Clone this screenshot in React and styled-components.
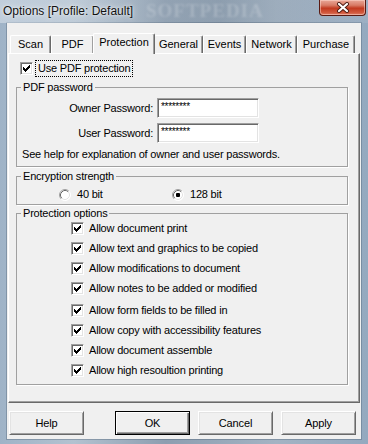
import React from 'react';
import styled, { createGlobalStyle } from 'styled-components';

const GlobalStyle = createGlobalStyle`
  html, body {
    margin: 0;
    padding: 0;
    background: #8ea4ba;
  }
  body {
    font-family: "Liberation Sans", Arial, sans-serif;
    font-size: 11px;
    color: #000;
  }
`;

const Window = styled.div`
  width: 368px;
  height: 444px;
  display: flex;
  flex-direction: column;
  background: linear-gradient(90deg, #9fb3c7 0%, #b3c2d0 20%, #8d9eb0 45%, #a3b3c3 75%, #94a9bf 100%);
  overflow: hidden;
`;

const TitleBar = styled.div`
  position: relative;
  height: 23px;
  display: flex;
  justify-content: space-between;
  align-items: flex-start;
  background: linear-gradient(90deg, rgba(220, 228, 236, 0.55) 0%, rgba(200, 210, 220, 0.25) 35%, rgba(80, 96, 112, 0.15) 60%, rgba(190, 200, 212, 0.2) 100%);
`;

const Title = styled.div`
  position: relative;
  z-index: 1;
  font-family: "Liberation Sans", Arial, sans-serif;
  font-size: 12px;
  line-height: 14px;
  padding: 4px 0 0 3px;
  color: #111;
  text-shadow: 0 0 6px rgba(255, 255, 255, 0.9), 0 0 2px rgba(255, 255, 255, 0.8);
`;

const Watermark = styled.div`
  position: absolute;
  left: 146px;
  top: 1px;
  font-family: "Liberation Serif", serif;
  font-weight: bold;
  font-size: 19px;
  line-height: 20px;
  letter-spacing: 1px;
  color: rgba(255, 255, 255, 0.2);
  filter: blur(0.8px);
  pointer-events: none;
`;

const CloseButton = styled.div`
  position: relative;
  z-index: 1;
  width: 47px;
  height: 16px;
  margin-right: 2px;
  box-sizing: border-box;
  border: 1px solid #5a1a12;
  border-top: none;
  border-radius: 0 0 4px 4px;
  background: linear-gradient(180deg, #e9a898 0%, #d87b66 35%, #c23a20 55%, #d15a3f 85%, #e0806a 100%);
  box-shadow: inset 0 0 0 1px rgba(255, 220, 210, 0.5);
  display: flex;
  align-items: center;
  justify-content: center;
`;

const Body = styled.div`
  flex: 1;
  display: flex;
  padding: 0 7px 5px 7px;
`;

const Client = styled.div`
  flex: 1;
  display: flex;
  flex-direction: column;
  background: #f0f0f0;
  padding-top: 10px;
  box-shadow: 0 0 0 1px rgba(70, 90, 110, 0.35);
`;

const TabStrip = styled.div`
  display: flex;
  align-items: flex-end;
  height: 20px;
  padding-left: 3px;
`;

const Tab = styled.div`
  position: relative;
  box-sizing: border-box;
  width: ${p => p.$w}px;
  height: ${p => (p.$active ? 21 : 18)}px;
  margin: ${p => (p.$active ? '0 -1px -1px -1px' : '0')};
  z-index: ${p => (p.$active ? 2 : 1)};
  background: #f0f0f0;
  border-top: 1px solid #fff;
  border-left: 1px solid #fff;
  border-right: 1px solid #696969;
  border-radius: 2px 2px 0 0;
  box-shadow: inset -1px 0 0 #a0a0a0;
  display: flex;
  align-items: center;
  justify-content: center;
  padding-bottom: ${p => (p.$active ? 3 : 0)}px;
  line-height: 13px;
`;

const Panel = styled.div`
  box-sizing: border-box;
  margin-left: 1px;
  width: 352px;
  display: flex;
  flex-direction: column;
  padding: 7px 0 17px 7px;
  border-top: 1px solid #fff;
  border-left: 1px solid #fff;
  border-right: 1px solid #696969;
  border-bottom: 1px solid #696969;
  box-shadow: inset -1px -1px 0 #a0a0a0;
`;

const CheckRow = styled.div`
  display: flex;
  align-items: center;
  height: 15px;
  padding-left: ${p => p.$indent || 0}px;
  margin-top: ${p => p.$mt || 0}px;
  gap: ${p => p.$gap || 5}px;
`;

const Box = styled.span`
  box-sizing: border-box;
  width: 13px;
  height: 13px;
  flex: none;
  background: #fff;
  border-top: 1px solid #a0a0a0;
  border-left: 1px solid #a0a0a0;
  border-right: 1px solid #fff;
  border-bottom: 1px solid #fff;
  box-shadow: inset 1px 1px 0 #696969, inset -1px -1px 0 #e3e3e3;
  display: flex;
`;

const FocusLabel = styled.span`
  outline: 1px dotted #000;
  outline-offset: 0;
  padding: 1px 2px;
  line-height: 13px;
  letter-spacing: -0.2px;
`;

const Label = styled.span`
  line-height: 13px;
  letter-spacing: -0.2px;
  white-space: nowrap;
`;

const Group = styled.fieldset`
  box-sizing: border-box;
  width: 332px;
  margin: ${p => p.$mt || 0}px 0 0 0;
  padding: 0;
  min-width: 0;
  border: 1px solid #a0a0a0;
  box-shadow: 1px 1px 0 #fff;
`;

const Legend = styled.legend`
  margin-left: 4px;
  padding: 0 2px;
  line-height: 13px;
  letter-spacing: -0.2px;
`;

const PasswordGrid = styled.div`
  display: grid;
  grid-template-columns: 136px 102px;
  column-gap: 4px;
  row-gap: 5px;
  align-items: center;
  padding-top: 4px;
`;

const FieldLabel = styled.span`
  text-align: right;
  letter-spacing: -0.2px;
  line-height: 13px;
`;

const Field = styled.div`
  box-sizing: border-box;
  height: 20px;
  background: #fff;
  border-top: 1px solid #a0a0a0;
  border-left: 1px solid #a0a0a0;
  border-right: 1px solid #fff;
  border-bottom: 1px solid #fff;
  box-shadow: inset 1px 1px 0 #696969, inset -1px -1px 0 #e3e3e3;
  padding: 3px 0 0 3px;
  font-size: 10px;
  line-height: 10px;
  letter-spacing: -0.3px;
`;

const HelpText = styled.div`
  padding: 5px 0 5px 5px;
  line-height: 13px;
  letter-spacing: -0.2px;
`;

const RadioRow = styled.div`
  display: grid;
  grid-template-columns: 113px auto;
  padding: 5px 0 3px 42px;
`;

const RadioItem = styled.div`
  display: flex;
  align-items: center;
  gap: 6px;
  height: 13px;
`;

const OptionList = styled.div`
  display: flex;
  flex-direction: column;
  padding: 1px 0 6px 54px;
`;

const ButtonRow = styled.div`
  display: flex;
  justify-content: space-between;
  margin-top: 8px;
  padding: 0 5px 0 2px;
`;

const ButtonGroup = styled.div`
  display: flex;
  gap: 8px;
`;

const Button = styled.div`
  box-sizing: border-box;
  width: 75px;
  height: 24px;
  display: flex;
  align-items: center;
  justify-content: center;
  background: #f0f0f0;
  border: 1px solid;
  border-color: ${p => (p.$default ? '#000' : '#fff #696969 #696969 #fff')};
  box-shadow: ${p =>
    p.$default
      ? 'inset 1px 1px 0 #fff, inset -1px -1px 0 #696969, inset -2px -2px 0 #a0a0a0'
      : 'inset 1px 1px 0 #e3e3e3, inset -1px -1px 0 #a0a0a0'};
  letter-spacing: -0.1px;
`;

const CHECK_TOPS = [2, 3, 4, 3, 2, 1, 0];

const CheckMark = () => (
  <svg width="11" height="11" viewBox="0 0 11 11" shapeRendering="crispEdges">
    {CHECK_TOPS.map((t, i) => (
      <rect key={i} x={i + 2} y={t + 2} width="1" height="3" fill="#000" />
    ))}
  </svg>
);

const Checkbox = ({ checked }) => <Box>{checked && <CheckMark />}</Box>;

const Radio = ({ checked }) => (
  <svg width="12" height="12" viewBox="0 0 12 12">
    <circle cx="6" cy="6" r="5.5" fill="#fff" />
    <path d="M2.11 9.89 A5.5 5.5 0 0 1 9.89 2.11" fill="none" stroke="#a0a0a0" strokeWidth="1" />
    <path d="M9.89 2.11 A5.5 5.5 0 0 1 2.11 9.89" fill="none" stroke="#ffffff" strokeWidth="1" />
    <path d="M2.82 9.18 A4.5 4.5 0 0 1 9.18 2.82" fill="none" stroke="#696969" strokeWidth="1" />
    <path d="M9.18 2.82 A4.5 4.5 0 0 1 2.82 9.18" fill="none" stroke="#e3e3e3" strokeWidth="1" />
    {checked && <rect x="4" y="4" width="4" height="4" rx="1" fill="#000" />}
  </svg>
);

const CloseGlyph = () => (
  <svg width="14" height="11" viewBox="0 0 14 11">
    <path d="M3 2 L11 9 M11 2 L3 9" stroke="#4a1a12" strokeWidth="4" strokeLinecap="round" />
    <path d="M3 2 L11 9 M11 2 L3 9" stroke="#fff" strokeWidth="2.2" strokeLinecap="round" />
  </svg>
);

const tabs = [
  { name: 'Scan', w: 41 },
  { name: 'PDF', w: 43 },
  { name: 'Protection', w: 62, active: true },
  { name: 'General', w: 49 },
  { name: 'Events', w: 43 },
  { name: 'Network', w: 51 },
  { name: 'Purchase', w: 58 },
];

const options = [
  'Allow document print',
  'Allow text and graphics to be copied',
  'Allow modifications to document',
  'Allow notes to be added or modified',
  'Allow form fields to be filled in',
  'Allow copy with accessibility features',
  'Allow document assemble',
  'Allow high resoultion printing',
];

const App = () => {
  return (
    <>
      <GlobalStyle />
      <Window>
        <TitleBar>
          <Watermark>SOFTPEDIA</Watermark>
          <Title>Options [Profile: Default]</Title>
          <CloseButton>
            <CloseGlyph />
          </CloseButton>
        </TitleBar>
        <Body>
          <Client>
            <TabStrip>
              {tabs.map(t => (
                <Tab key={t.name} $w={t.w} $active={t.active}>
                  {t.name}
                </Tab>
              ))}
            </TabStrip>
            <Panel>
              <CheckRow $indent={4} $gap={3}>
                <Checkbox checked />
                <FocusLabel>Use PDF protection</FocusLabel>
              </CheckRow>

              <Group $mt={5}>
                <Legend>PDF password</Legend>
                <PasswordGrid>
                  <FieldLabel>Owner Password:</FieldLabel>
                  <Field>********</Field>
                  <FieldLabel>User Password:</FieldLabel>
                  <Field>********</Field>
                </PasswordGrid>
                <HelpText>See help for explanation of owner and user passwords.</HelpText>
              </Group>

              <Group $mt={3}>
                <Legend>Encryption strength</Legend>
                <RadioRow>
                  <RadioItem>
                    <Radio />
                    <Label>40 bit</Label>
                  </RadioItem>
                  <RadioItem>
                    <Radio checked />
                    <Label>128 bit</Label>
                  </RadioItem>
                </RadioRow>
              </Group>

              <Group $mt={2}>
                <Legend>Protection options</Legend>
                <OptionList>
                  {options.map((o, i) => (
                    <CheckRow key={o} $mt={i === 0 ? 0 : i === 4 ? 7 : 5}>
                      <Checkbox checked />
                      <Label>{o}</Label>
                    </CheckRow>
                  ))}
                </OptionList>
              </Group>
            </Panel>
            <ButtonRow>
              <Button>Help</Button>
              <ButtonGroup>
                <Button $default>OK</Button>
                <Button>Cancel</Button>
                <Button>Apply</Button>
              </ButtonGroup>
            </ButtonRow>
          </Client>
        </Body>
      </Window>
    </>
  );
};

export default App;
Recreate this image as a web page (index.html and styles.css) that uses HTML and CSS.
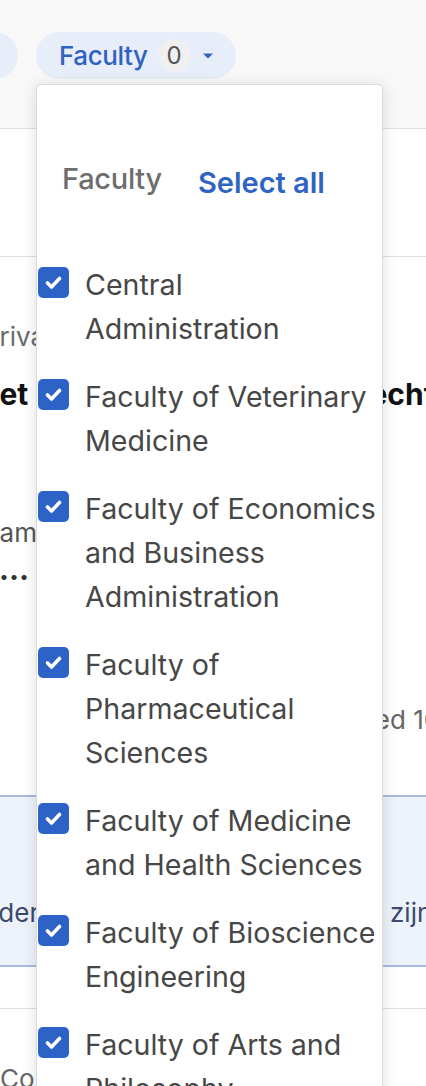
FILE: index.html
```html
<!DOCTYPE html>
<html lang="en">
<head>
<meta charset="utf-8">
<title>Faculty filter</title>
<link rel="stylesheet" href="styles.css">
</head>
<body>
<div class="page">
  <header class="filters">
    <div class="pill-row">
      <button class="pill pill-prev" type="button"><span class="pill-label">Type</span></button>
      <button class="pill" type="button">
        <span class="pill-label">Faculty</span>
        <span class="pill-count">0</span>
        <svg class="caret" width="10" height="6" viewBox="0 0 10 6" aria-hidden="true"><path d="M0 0.5h10L5 5.5z" fill="currentColor"/></svg>
      </button>
    </div>
  </header>
  <div class="sortbar"></div>
  <main class="results">
    <div class="cards">
      <article class="card card-left">
        <p class="card-meta">Private dataset</p>
        <h2 class="card-title">Het budget</h2>
        <p class="card-desc">Namens de faculteit</p>
        <p class="card-more">…</p>
      </article>
      <article class="card card-right">
        <h2 class="card-title">Utrecht</h2>
        <p class="card-date">Added 10 days ago</p>
      </article>
    </div>
    <div class="notice">
      <span class="notice-start">Zonder</span>
      <span class="notice-end">zijn</span>
    </div>
    <div class="next">
      <p class="next-meta">Collectie</p>
    </div>
  </main>

  <div class="dropdown" role="listbox">
    <div class="dd-head">
      <span class="dd-title">Faculty</span>
      <button class="dd-select" type="button">Select all</button>
    </div>
    <ul class="dd-list">
      <li class="dd-item"><span class="check"><svg viewBox="0 0 31 31" aria-hidden="true"><path d="M9.5 16l4 4L21.5 11.5" /></svg></span><span class="dd-text">Central Administration</span></li>
      <li class="dd-item"><span class="check"><svg viewBox="0 0 31 31" aria-hidden="true"><path d="M9.5 16l4 4L21.5 11.5" /></svg></span><span class="dd-text">Faculty of Veterinary Medicine</span></li>
      <li class="dd-item"><span class="check"><svg viewBox="0 0 31 31" aria-hidden="true"><path d="M9.5 16l4 4L21.5 11.5" /></svg></span><span class="dd-text">Faculty of Economics and Business Administration</span></li>
      <li class="dd-item"><span class="check"><svg viewBox="0 0 31 31" aria-hidden="true"><path d="M9.5 16l4 4L21.5 11.5" /></svg></span><span class="dd-text">Faculty of Pharmaceutical Sciences</span></li>
      <li class="dd-item"><span class="check"><svg viewBox="0 0 31 31" aria-hidden="true"><path d="M9.5 16l4 4L21.5 11.5" /></svg></span><span class="dd-text">Faculty of Medicine and Health Sciences</span></li>
      <li class="dd-item"><span class="check"><svg viewBox="0 0 31 31" aria-hidden="true"><path d="M9.5 16l4 4L21.5 11.5" /></svg></span><span class="dd-text">Faculty of Bioscience Engineering</span></li>
      <li class="dd-item"><span class="check"><svg viewBox="0 0 31 31" aria-hidden="true"><path d="M9.5 16l4 4L21.5 11.5" /></svg></span><span class="dd-text">Faculty of Arts and Philosophy</span></li>
    </ul>
  </div>
</div>
</body>
</html>
```

FILE: styles.css
```css
* { box-sizing: border-box; }
html, body { margin: 0; padding: 0; }
body {
  font-family: Inter, "Noto Sans", "Liberation Sans", sans-serif;
  background: #ffffff;
  color: #222;
}
.page {
  position: relative;
  width: 426px;
  height: 1086px;
  overflow: hidden;
}

/* top filter bar */
.filters {
  height: 129px;
  background: #f8f8f8;
  border-bottom: 1px solid #dedede;
  padding-top: 32px;
}
.pill-row {
  display: flex;
  gap: 18px;
  margin-left: -112px;
}
.pill {
  flex: none;
  height: 47px;
  border: 0;
  border-radius: 24px;
  background: #e7eef9;
  display: flex;
  align-items: center;
  padding: 0 23px;
  font-family: inherit;
  font-size: 26px;
  font-weight: 500;
  letter-spacing: -0.4px;
  color: #2f62c3;
  white-space: nowrap;
}
.pill-prev { width: 130px; }
.pill-count {
  width: 33px;
  height: 33px;
  border-radius: 50%;
  background: #f0f0f0;
  color: #555;
  font-size: 24px;
  font-weight: 400;
  letter-spacing: 0;
  display: flex;
  align-items: center;
  justify-content: center;
  margin-left: 10px;
}
.caret {
  margin-left: 12px;
  width: 10px;
  height: 6px;
}

.sortbar {
  height: 128px;
  border-bottom: 1px solid #dedede;
}

/* background results */
.results { font-size: 26px; }
.cards {
  display: flex;
  margin-left: -23px;
  height: 538px;
}
.card p, .card h2 { margin: 0; white-space: nowrap; }
.card-left { flex: none; width: 348px; padding-top: 62px; }
.card-meta { line-height: 36px; color: #6b6b6b; padding-left: 6px; }
.card .card-title {
  font-size: 30px;
  font-weight: 700;
  line-height: 40px;
  color: #111;
  margin-top: 19px;
}
.card .card-desc {
  margin-top: 100px;
  line-height: 37px;
  color: #555;
  padding-left: 3px;
}
.card-more {
  line-height: 37px;
  color: #333;
  font-size: 30px;
  font-weight: 700;
  padding-left: 22px;
}
.card-right { flex: 1; min-width: 0; padding-top: 98px; }
.card .card-date {
  margin-top: 288px;
  line-height: 36px;
  color: #666;
}

.notice {
  height: 172px;
  background: #eef2fa;
  border-top: 2px solid #a7bbe0;
  border-bottom: 2px solid #a7bbe0;
  display: flex;
  align-items: flex-end;
  justify-content: space-between;
  padding-bottom: 34px;
  color: #3b4a6a;
  line-height: 36px;
  white-space: nowrap;
}
.notice-start { margin-left: -49px; }
.notice-end { width: 36px; }

.next {
  margin-top: 41px;
  border-top: 1px solid #dedede;
  padding-top: 52px;
}
.next-meta { margin: 0; color: #666; line-height: 36px; white-space: nowrap; }

/* dropdown */
.dropdown {
  position: absolute;
  top: 84px;
  left: 36px;
  width: 347px;
  height: 1040px;
  background: #fff;
  border: 1px solid #dadada;
  border-radius: 5px;
  box-shadow: 0 2px 16px rgba(0, 0, 0, 0.13);
  padding-left: 1px;
}
.dd-head {
  display: flex;
  align-items: flex-start;
  gap: 36px;
  padding: 72px 0 0 24px;
  height: 178px;
}
.dd-title {
  font-size: 29px;
  font-weight: 500;
  letter-spacing: -0.3px;
  line-height: 44px;
  color: #6e6e6e;
}
.dd-select {
  border: 0;
  background: none;
  padding: 0;
  margin-top: 4px;
  font-family: inherit;
  font-size: 29px;
  font-weight: 600;
  line-height: 44px;
  color: #2f64c5;
}
.dd-list {
  list-style: none;
  margin: 0;
  padding: 0;
  display: flex;
  flex-direction: column;
  gap: 24px;
}
.dd-item {
  display: flex;
  align-items: flex-start;
  gap: 16px;
}
.check {
  flex: none;
  width: 31px;
  height: 31px;
  margin-top: 4px;
  border-radius: 5px;
  background: #2d62c6;
  display: flex;
}
.check svg {
  width: 31px;
  height: 31px;
  fill: none;
  stroke: #fff;
  stroke-width: 3.6;
  stroke-linecap: round;
  stroke-linejoin: round;
}
.dd-text {
  font-size: 28.6px;
  line-height: 44px;
  color: #474747;
  width: 296px;
}
```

########

Copy out each line in the preceding records that contains "React".

Clone this screenshot in React and styled-components.
import React from 'react';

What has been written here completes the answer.